For a buffer containing a weak base and its conjugate acid, we use the base dissociation constant ($$\mathrm{K_{b}}$$) for ammonia. The standard value for the Kb of ammonia at 25°C is $$1.8 \times 10^{-5}$$. We then calculate pKb using the formula: $$pKb = -\log(K_b)$$.

$$\mathrm{K_{b}} = 1.8 \times 10^{-5}$$

$$\mathrm{pKb} = -\log(1.8 \times 10^{-5}) = 4.74$$

**step3 Calculate the initial pOH of the buffer**

We can use the Henderson-Hasselbalch equation for a basic buffer to find the pOH. The equation is: $$pOH = pKb + \log(\frac{[\text{conjugate acid}]}{[\text{weak base}]})$$. Substitute the values of pKb, initial concentration of conjugate acid ($$\mathrm{NH}_{4}^{+}$$), and weak base ($$\mathrm{NH}_{3}$$).

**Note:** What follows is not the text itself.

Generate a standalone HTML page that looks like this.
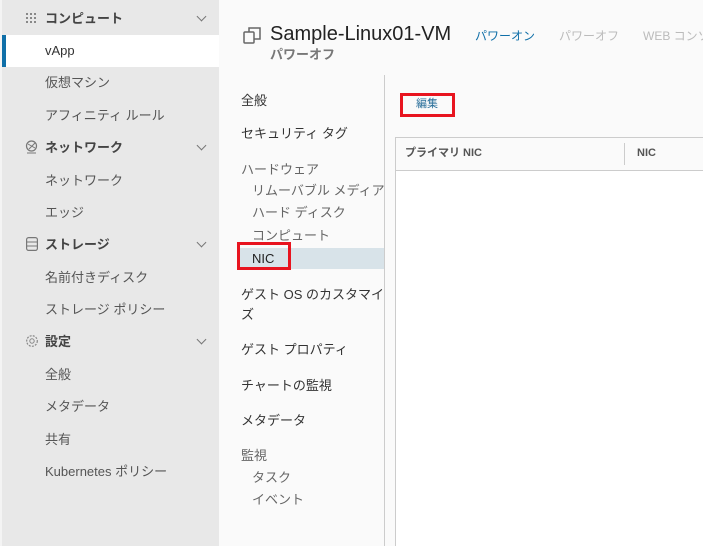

$$\mathrm{pOH} = \mathrm{pKb} + \log\left(\frac{[\mathrm{NH}_{4}^{+}]}{[\mathrm{NH}_{3}]}\right)$$

$$\mathrm{pOH} = 4.74 + \log\left(\frac{0.20}{0.20}\right)$$

$$\mathrm{pOH} = 4.74 + \log(1)$$

$$\mathrm{pOH} = 4.74 + 0$$

$$\mathrm{pOH} = 4.74$$

**step4 Calculate the initial pH of the buffer**

The relationship between pH and pOH at 25°C is given by: $$pH + pOH = 14$$. Use this relationship to calculate the pH from the calculated pOH.

$$\mathrm{pH} = 14 - \mathrm{pOH}$$

$$\mathrm{pH} = 14 - 4.74$$

$$\mathrm{pH} = 9.26$$

## Question2:

**step1 Calculate the initial moles of buffer components**

First, determine the initial moles of the weak base ($$\mathrm{NH}_{3}$$) and its conjugate acid ($$\mathrm{NH}_{4}^{+}$$) present in the given volume of the buffer solution. The volume of the buffer is $$65.0 \mathrm{~mL}$$, which needs to be converted to liters.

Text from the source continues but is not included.